TASK TO CARRY OUT
Every line from the top of the records through the line containing "import React from" should be retyped exactly; the pictures should not.
═══
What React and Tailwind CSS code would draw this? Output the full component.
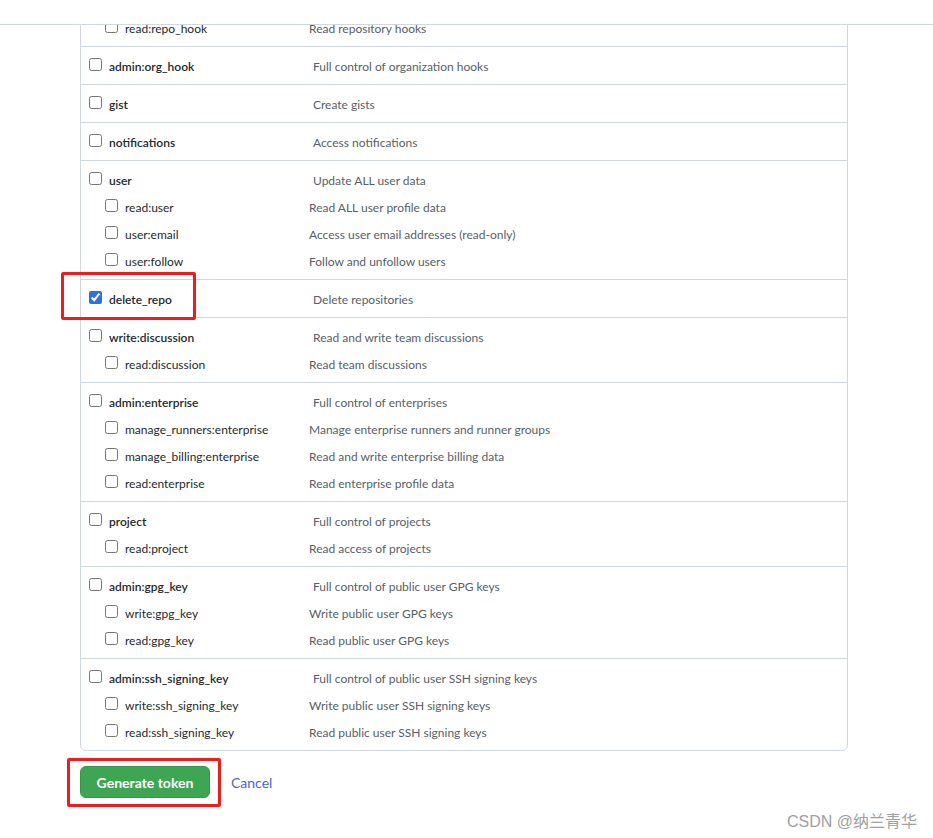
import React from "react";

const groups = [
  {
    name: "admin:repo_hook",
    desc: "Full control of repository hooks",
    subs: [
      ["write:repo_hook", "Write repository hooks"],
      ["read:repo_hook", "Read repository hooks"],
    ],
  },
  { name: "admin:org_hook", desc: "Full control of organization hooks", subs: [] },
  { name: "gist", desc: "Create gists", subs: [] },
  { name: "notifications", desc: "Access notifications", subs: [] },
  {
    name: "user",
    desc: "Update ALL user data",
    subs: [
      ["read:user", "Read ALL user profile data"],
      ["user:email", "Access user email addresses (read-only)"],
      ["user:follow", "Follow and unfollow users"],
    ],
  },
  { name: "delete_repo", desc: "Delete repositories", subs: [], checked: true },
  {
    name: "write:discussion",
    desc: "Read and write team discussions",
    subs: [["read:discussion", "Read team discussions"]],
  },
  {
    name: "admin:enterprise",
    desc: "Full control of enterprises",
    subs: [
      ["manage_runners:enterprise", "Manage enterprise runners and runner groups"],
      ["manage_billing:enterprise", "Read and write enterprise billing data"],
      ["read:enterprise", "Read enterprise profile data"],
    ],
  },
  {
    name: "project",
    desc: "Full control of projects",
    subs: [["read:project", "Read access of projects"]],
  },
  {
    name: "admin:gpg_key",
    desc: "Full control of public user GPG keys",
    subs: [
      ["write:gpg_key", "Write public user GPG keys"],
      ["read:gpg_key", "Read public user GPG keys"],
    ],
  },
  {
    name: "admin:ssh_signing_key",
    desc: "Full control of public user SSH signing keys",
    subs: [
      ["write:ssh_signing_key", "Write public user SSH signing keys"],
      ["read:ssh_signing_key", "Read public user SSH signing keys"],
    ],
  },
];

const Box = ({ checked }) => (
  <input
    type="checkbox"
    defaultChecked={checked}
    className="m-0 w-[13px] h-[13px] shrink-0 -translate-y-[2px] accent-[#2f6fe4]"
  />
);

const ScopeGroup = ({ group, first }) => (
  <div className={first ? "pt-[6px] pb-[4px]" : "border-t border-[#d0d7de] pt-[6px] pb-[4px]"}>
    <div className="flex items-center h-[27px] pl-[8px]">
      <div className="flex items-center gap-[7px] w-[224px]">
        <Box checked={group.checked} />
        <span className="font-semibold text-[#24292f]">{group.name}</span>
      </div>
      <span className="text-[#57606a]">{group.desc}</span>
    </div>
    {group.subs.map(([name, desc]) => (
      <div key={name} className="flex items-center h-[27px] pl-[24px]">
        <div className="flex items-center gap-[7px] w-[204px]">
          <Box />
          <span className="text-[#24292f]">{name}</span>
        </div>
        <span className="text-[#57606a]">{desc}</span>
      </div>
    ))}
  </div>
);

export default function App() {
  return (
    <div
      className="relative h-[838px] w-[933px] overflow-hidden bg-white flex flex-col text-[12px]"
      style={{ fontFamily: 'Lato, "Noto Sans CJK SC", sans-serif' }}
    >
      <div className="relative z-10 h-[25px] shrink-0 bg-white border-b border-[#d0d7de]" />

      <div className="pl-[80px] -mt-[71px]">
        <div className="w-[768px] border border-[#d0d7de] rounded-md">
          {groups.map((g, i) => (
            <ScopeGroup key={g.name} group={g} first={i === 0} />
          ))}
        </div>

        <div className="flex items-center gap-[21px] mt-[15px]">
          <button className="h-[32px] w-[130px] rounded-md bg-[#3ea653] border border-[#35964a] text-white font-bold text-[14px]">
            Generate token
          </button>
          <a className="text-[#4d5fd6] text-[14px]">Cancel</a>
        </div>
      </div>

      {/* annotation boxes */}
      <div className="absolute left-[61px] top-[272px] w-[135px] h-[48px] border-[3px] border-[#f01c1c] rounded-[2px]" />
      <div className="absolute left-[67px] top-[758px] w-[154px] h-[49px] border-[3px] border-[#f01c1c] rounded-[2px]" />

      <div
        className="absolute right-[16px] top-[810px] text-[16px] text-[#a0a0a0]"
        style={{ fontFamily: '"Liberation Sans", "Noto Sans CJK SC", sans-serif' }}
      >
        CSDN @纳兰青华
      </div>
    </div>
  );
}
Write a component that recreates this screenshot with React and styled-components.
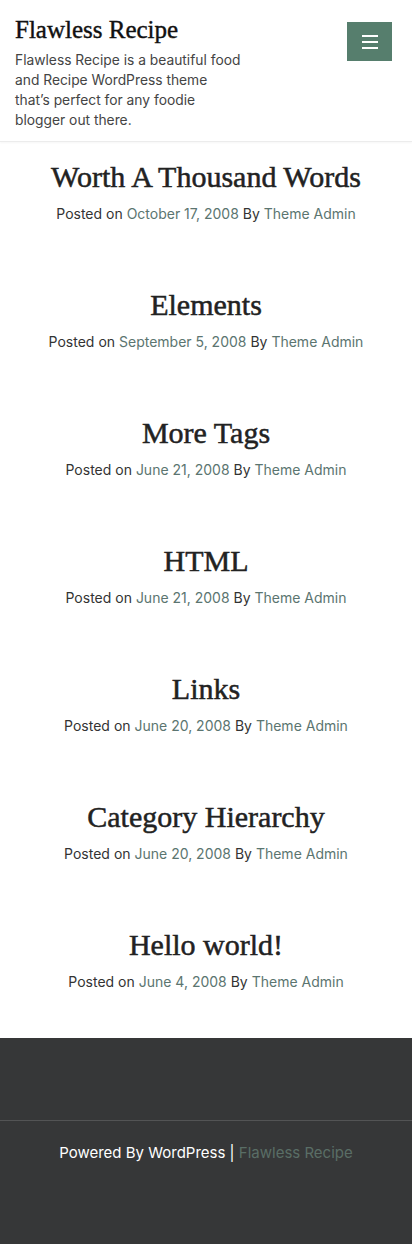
═══
EXERCISE ANSWER
What React and Tailwind CSS code would draw this? Output the full component.
import React from "react";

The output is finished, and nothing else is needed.